-- Data provided --
####################

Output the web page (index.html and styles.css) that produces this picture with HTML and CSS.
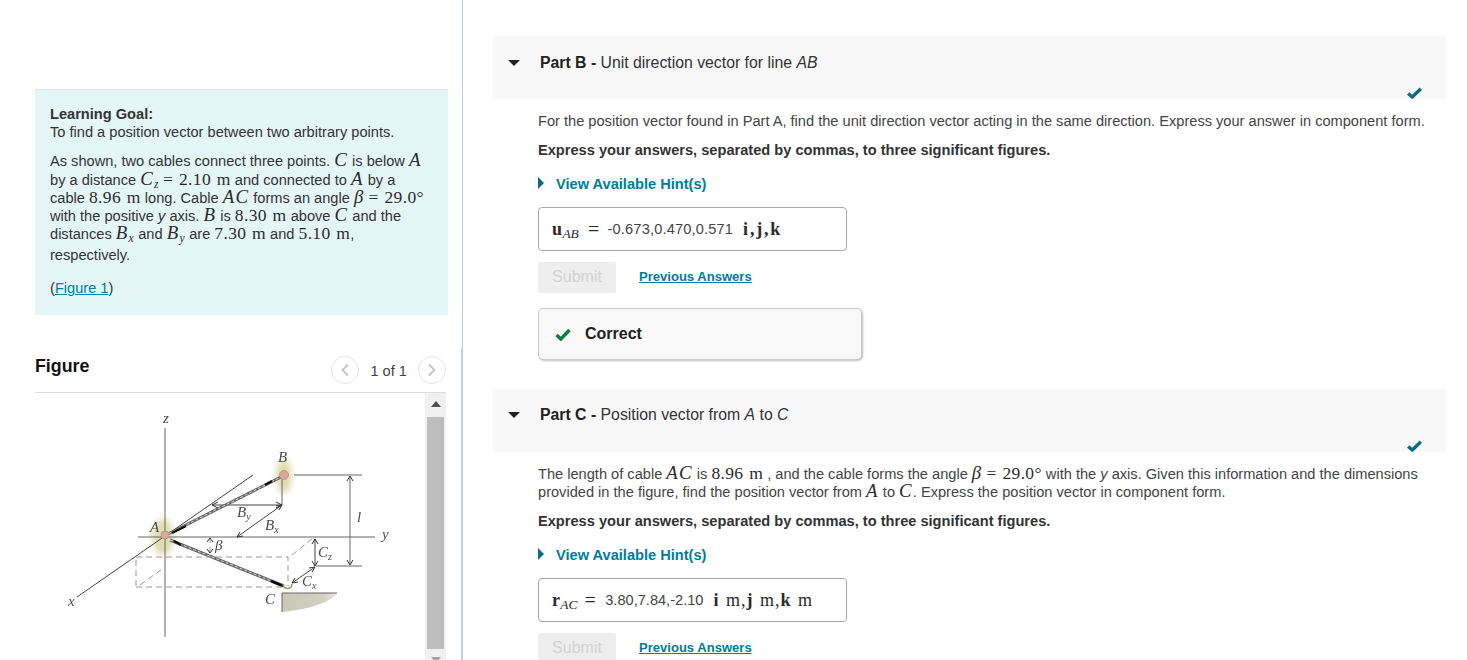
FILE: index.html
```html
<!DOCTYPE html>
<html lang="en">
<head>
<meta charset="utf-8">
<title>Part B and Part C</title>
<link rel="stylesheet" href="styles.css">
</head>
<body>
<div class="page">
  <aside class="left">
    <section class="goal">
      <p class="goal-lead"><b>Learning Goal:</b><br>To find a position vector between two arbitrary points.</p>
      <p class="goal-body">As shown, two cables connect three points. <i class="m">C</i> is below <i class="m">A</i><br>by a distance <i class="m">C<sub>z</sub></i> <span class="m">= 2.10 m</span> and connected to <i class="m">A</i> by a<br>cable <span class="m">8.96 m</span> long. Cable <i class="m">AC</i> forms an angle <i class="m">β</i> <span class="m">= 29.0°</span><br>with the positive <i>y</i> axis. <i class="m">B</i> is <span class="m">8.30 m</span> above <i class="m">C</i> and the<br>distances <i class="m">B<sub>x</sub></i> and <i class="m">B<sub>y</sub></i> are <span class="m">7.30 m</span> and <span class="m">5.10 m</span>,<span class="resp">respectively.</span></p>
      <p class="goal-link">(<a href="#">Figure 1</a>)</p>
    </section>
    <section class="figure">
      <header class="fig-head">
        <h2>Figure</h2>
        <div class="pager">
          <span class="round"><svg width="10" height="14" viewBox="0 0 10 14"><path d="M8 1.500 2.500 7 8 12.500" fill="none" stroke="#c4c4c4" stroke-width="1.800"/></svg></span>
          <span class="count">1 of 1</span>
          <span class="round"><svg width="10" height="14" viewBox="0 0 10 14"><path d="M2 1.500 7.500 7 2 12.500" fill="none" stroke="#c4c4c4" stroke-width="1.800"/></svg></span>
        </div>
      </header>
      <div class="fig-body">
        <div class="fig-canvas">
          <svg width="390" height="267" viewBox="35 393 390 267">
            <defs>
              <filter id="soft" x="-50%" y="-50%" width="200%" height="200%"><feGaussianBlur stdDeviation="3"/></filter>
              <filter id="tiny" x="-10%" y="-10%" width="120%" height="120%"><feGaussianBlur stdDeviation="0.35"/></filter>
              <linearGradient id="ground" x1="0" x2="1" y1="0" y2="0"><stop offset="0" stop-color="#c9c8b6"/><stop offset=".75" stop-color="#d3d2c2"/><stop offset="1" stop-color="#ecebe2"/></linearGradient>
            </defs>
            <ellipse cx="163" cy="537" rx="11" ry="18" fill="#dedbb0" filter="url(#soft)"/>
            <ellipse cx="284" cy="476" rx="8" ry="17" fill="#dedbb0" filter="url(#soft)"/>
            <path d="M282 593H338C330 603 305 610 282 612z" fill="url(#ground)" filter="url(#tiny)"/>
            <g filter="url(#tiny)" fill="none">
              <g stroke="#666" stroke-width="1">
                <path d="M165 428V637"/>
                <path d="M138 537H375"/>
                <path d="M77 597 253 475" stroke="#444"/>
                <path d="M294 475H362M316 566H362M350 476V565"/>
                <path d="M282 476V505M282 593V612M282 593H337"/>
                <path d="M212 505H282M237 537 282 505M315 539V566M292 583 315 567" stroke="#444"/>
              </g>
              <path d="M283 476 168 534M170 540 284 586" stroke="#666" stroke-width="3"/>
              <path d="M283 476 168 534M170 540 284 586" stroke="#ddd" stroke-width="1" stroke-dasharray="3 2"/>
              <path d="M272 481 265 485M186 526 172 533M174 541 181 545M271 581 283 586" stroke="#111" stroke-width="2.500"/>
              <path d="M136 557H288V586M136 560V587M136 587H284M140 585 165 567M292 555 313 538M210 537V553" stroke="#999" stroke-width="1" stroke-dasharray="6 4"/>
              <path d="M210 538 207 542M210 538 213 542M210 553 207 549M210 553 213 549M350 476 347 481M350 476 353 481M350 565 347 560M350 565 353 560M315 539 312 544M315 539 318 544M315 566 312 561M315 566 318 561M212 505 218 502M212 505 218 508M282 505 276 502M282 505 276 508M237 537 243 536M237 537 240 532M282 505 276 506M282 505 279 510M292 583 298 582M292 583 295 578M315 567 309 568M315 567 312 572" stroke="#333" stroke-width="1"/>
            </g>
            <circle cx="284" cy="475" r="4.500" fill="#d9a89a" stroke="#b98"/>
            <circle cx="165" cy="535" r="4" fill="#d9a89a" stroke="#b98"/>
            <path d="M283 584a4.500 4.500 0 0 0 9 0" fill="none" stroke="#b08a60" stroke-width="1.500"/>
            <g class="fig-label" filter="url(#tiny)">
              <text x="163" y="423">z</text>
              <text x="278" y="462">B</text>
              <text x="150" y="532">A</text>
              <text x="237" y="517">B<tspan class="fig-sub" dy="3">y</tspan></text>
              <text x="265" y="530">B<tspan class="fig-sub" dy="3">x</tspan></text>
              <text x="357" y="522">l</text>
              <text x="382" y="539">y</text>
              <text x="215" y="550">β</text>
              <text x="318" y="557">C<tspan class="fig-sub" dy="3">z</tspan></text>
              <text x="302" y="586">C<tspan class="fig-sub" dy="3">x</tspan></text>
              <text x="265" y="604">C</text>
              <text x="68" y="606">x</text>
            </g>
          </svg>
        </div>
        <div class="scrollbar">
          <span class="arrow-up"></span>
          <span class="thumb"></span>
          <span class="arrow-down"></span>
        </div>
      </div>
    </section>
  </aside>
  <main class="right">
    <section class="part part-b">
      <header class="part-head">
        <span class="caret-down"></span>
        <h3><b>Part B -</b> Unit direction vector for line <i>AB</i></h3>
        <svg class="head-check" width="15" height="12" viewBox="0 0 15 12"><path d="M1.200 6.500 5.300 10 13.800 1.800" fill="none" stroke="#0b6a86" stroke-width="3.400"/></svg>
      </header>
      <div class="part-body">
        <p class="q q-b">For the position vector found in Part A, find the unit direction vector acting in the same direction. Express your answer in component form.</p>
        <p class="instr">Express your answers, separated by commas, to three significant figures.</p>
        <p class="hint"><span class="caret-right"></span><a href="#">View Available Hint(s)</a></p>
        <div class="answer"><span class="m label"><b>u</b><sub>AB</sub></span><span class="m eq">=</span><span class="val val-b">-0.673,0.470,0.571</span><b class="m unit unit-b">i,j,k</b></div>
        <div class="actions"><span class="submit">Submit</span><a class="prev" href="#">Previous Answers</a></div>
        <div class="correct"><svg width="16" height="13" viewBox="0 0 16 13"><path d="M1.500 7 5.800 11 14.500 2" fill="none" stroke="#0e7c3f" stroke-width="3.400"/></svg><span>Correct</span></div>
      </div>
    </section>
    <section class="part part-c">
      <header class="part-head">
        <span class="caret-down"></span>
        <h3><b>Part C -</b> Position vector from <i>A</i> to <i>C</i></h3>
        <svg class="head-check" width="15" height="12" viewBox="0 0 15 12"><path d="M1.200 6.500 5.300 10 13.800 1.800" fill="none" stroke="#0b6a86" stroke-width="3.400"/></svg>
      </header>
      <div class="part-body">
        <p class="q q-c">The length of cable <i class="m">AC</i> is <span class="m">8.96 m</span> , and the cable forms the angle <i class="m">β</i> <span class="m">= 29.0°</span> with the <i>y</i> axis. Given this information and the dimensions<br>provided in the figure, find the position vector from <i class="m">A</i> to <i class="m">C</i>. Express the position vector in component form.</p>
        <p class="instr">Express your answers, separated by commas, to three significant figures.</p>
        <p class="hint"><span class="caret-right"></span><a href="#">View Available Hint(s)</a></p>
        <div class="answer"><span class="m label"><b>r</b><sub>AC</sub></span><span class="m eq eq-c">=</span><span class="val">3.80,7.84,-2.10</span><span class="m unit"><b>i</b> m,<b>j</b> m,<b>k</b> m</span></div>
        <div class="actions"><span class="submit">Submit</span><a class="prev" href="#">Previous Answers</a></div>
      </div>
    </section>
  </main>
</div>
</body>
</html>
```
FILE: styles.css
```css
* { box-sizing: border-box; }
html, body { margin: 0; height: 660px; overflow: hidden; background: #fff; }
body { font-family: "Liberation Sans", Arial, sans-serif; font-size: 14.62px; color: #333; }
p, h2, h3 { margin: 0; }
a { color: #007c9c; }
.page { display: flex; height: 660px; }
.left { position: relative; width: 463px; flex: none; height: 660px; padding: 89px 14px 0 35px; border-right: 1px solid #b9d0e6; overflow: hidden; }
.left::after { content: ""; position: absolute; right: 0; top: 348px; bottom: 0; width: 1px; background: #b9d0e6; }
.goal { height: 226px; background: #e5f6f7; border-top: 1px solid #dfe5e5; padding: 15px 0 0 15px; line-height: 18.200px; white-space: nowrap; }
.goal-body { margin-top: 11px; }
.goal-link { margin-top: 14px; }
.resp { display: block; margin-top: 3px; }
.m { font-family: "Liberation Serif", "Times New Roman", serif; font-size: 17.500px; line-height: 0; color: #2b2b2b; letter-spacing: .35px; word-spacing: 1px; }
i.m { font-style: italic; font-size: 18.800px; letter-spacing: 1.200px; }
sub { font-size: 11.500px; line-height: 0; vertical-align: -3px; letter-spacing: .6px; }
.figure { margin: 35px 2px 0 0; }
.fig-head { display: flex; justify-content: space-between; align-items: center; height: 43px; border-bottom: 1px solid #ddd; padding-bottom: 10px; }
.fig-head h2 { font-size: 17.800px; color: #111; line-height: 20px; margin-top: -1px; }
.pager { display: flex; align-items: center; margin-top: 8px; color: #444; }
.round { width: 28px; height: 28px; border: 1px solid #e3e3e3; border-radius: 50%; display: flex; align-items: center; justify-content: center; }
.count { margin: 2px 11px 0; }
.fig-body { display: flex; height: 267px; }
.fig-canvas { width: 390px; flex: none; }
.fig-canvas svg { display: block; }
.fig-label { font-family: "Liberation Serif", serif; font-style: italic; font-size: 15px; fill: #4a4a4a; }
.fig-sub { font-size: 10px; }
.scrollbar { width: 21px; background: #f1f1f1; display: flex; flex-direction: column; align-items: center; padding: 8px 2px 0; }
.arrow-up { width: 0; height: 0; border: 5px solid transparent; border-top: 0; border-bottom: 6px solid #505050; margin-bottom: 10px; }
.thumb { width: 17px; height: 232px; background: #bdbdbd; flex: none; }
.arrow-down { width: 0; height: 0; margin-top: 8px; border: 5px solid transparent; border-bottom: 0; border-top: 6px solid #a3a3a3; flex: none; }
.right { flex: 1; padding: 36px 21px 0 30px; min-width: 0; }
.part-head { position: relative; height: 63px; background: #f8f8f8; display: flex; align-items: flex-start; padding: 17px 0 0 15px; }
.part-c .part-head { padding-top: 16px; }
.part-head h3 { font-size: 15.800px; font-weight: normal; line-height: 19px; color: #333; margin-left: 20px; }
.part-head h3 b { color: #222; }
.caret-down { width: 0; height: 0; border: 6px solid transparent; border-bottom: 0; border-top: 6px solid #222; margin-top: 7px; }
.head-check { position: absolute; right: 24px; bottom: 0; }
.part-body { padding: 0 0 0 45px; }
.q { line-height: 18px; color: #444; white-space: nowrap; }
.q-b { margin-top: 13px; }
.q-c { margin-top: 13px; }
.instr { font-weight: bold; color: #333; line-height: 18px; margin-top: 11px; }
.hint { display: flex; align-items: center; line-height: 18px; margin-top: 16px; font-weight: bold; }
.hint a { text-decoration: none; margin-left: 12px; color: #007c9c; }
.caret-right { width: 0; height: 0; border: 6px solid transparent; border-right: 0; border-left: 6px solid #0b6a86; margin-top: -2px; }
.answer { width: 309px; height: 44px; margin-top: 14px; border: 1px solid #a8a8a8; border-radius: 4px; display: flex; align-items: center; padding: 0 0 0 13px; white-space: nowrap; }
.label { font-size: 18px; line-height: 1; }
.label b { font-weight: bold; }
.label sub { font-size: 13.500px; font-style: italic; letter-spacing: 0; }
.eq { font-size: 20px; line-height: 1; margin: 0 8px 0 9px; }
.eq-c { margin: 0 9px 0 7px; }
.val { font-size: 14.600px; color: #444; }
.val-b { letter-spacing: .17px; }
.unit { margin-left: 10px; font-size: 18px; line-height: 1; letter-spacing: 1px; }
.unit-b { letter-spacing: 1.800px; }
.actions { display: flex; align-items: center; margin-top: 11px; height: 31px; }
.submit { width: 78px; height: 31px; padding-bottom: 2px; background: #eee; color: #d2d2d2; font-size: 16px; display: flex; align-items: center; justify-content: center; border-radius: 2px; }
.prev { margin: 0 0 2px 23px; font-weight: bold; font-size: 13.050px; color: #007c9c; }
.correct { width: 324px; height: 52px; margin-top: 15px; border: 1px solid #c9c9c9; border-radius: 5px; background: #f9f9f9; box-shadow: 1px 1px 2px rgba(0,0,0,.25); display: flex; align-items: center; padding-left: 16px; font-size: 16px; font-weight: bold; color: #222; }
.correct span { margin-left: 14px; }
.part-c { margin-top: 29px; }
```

####################

-- Problem details --
Scan the listing above and identify each line holding the string "index"; copy every such line.

-- Answer to this problem --
Output the web page (index.html and styles.css) that produces this picture with HTML and CSS.
FILE: index.html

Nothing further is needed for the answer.